Французы массово мечтают, чтобы русские их усыновили

На модерации Отложенный

Вновь возникшая в информационном пространстве тема дореволюционных долгов России, выплаты которых требуют от нашей страны сотни тысяч французов, рассматривается у нас с исторической, экономической и правовой точек зрения.

Историки напоминают коллизию вопроса: 150 лет назад Россия выпустила государственные облигации для привлечения средств на железнодорожное строительство, большевики отказались выплачивать царские долги, Москва и Париж урегулировали эту проблему в самом конце XX века.

Экономисты пытаются прикинуть, насколько 53 миллиарда евро, которые ныне французы надеются получить с России, коррелируют с 15 миллиардами франков, некогда вложенными французскими инвесторами, и какова может быть адекватная методика пересчета тех денег в современные.

Юристы в один голос твердят, что шансов у наследников никаких, поскольку вопрос был окончательно закрыт специальным межгосударственным соглашением, подписанным Россией и Францией в 1997 году, и выплатой Россией по нему 330 миллионов евро.

Однако у этой истории есть и еще один аспект, который видится крайне показательным. Правда, касается он не высоких сфер межгосударственных отношений и замысловатых исторических перипетий, а куда более приземленных социальных материй.

Самое удивительное не то, что некоторые потомки участников давным-давно канувшей в Лету и на официальном уровне закрытой истории чувствуют, что им по-прежнему должны. В конце концов, кто из людей хоть раз в жизни не мечтал сказочно разбогатеть, как говорится, на халяву?

Нет, самое удивительное в происходящем то, что таких потомков во Франции набралось аж 400 тысяч, и эти сотни тысяч не просто мечтают, а многие годы (точнее, десятилетия) предпринимают реальные последовательные усилия, чтобы их мечта сбылась.

И вот это уже представляет собой крайне занимательный феномен.

С одной стороны, вряд ли на основании этой истории стоит делать те или иные масштабные наблюдения и выводы, которые можно было бы распространить на французское общество в целом. А с другой — стоит признать, что она на удивление очень точно легла на современный образ Франции, как он видится из России.

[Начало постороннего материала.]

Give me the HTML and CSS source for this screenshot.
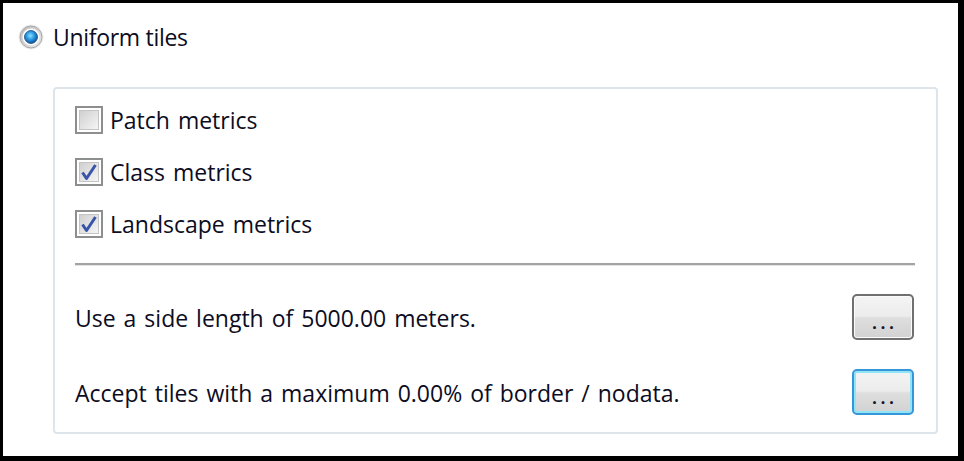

Франция — крайне редкий (если не сказать — уникальный) пример страны, чей имидж в глазах российского общества в кратчайшие сроки претерпел радикальные изменения, переломив глубинные, веками складывавшиеся стереотипы и установки. Франция для России, россиян, русской культуры исторически была воплощением мечты и самых сокровенных грез, что нашло свое концентрированное выражение в знаменитой фразе "Увидеть Париж и умереть".

Но то восприятие исчезло за последние пару десятилетий. Ныне Франция в глазах российского общества — страна заполонивших все мигрантов, плохо убираемых улиц, потерявшее берега социальное государство со зверскими налогами и абсурдной уравниловкой и с бесконечно бастующими по любому поводу гражданами, которым лишь бы не работать.

Палатки бездомных на одной из улиц Парижа

 

Это нашло свое отражение и в таком показателе, как эмиграционная привлекательность страны. Согласно социологическим опросам, Франция находится в хвосте списка стран, куда бы хотели уехать на постоянное место жительства желающие покинуть Россию. По опросу ВЦИОМ, в 2017 году Францию объектом своих эмиграционных мечтаний назвал один процент опрошенных.

Забавно, но история с царскими долгами вполне логично укладывается в канву вот этих новых представлений России о Франции.

Когда наследник, которого от предка-кредитора отделяют не одна, а иногда даже не две приставки "пра-", истово требует, чтобы ему дали огромную кучу денег, это история не про добросовестного и обманутого инвестора, стремящегося к восстановлению справедливости. Это про халявщика и прихлебателя, совершенно искренне уверенного, что ему эта куча денег положена. Просто по факту его существования.

Это абсолютно прозрачно читается в комментариях наследников, в их замечаниях о том, что Россия — не банкрот и что "Москва должна платить", поскольку "таковы правила игры".

Это вовсе не русофобия и антироссийская позиция, как может показаться на первый взгляд.

Это обычная позиция левого и социально ориентированного француза, привыкшего, что государство дает, и традиционно возмущающегося, что дает мало. А может — и должно! — давать больше, потому что у него, государства, еще есть — оно ведь не банкрот.

В данном случае Россия выступает просто в роли еще одной дойной коровы, до которой мечтают дотянуться. И не больше.

Но то, что во Франции нашлось 400 тысяч человек с подобным подходом к жизни (да еще в столь активной форме), действительно выглядит проблемой. Правда, не России, а самой Франции.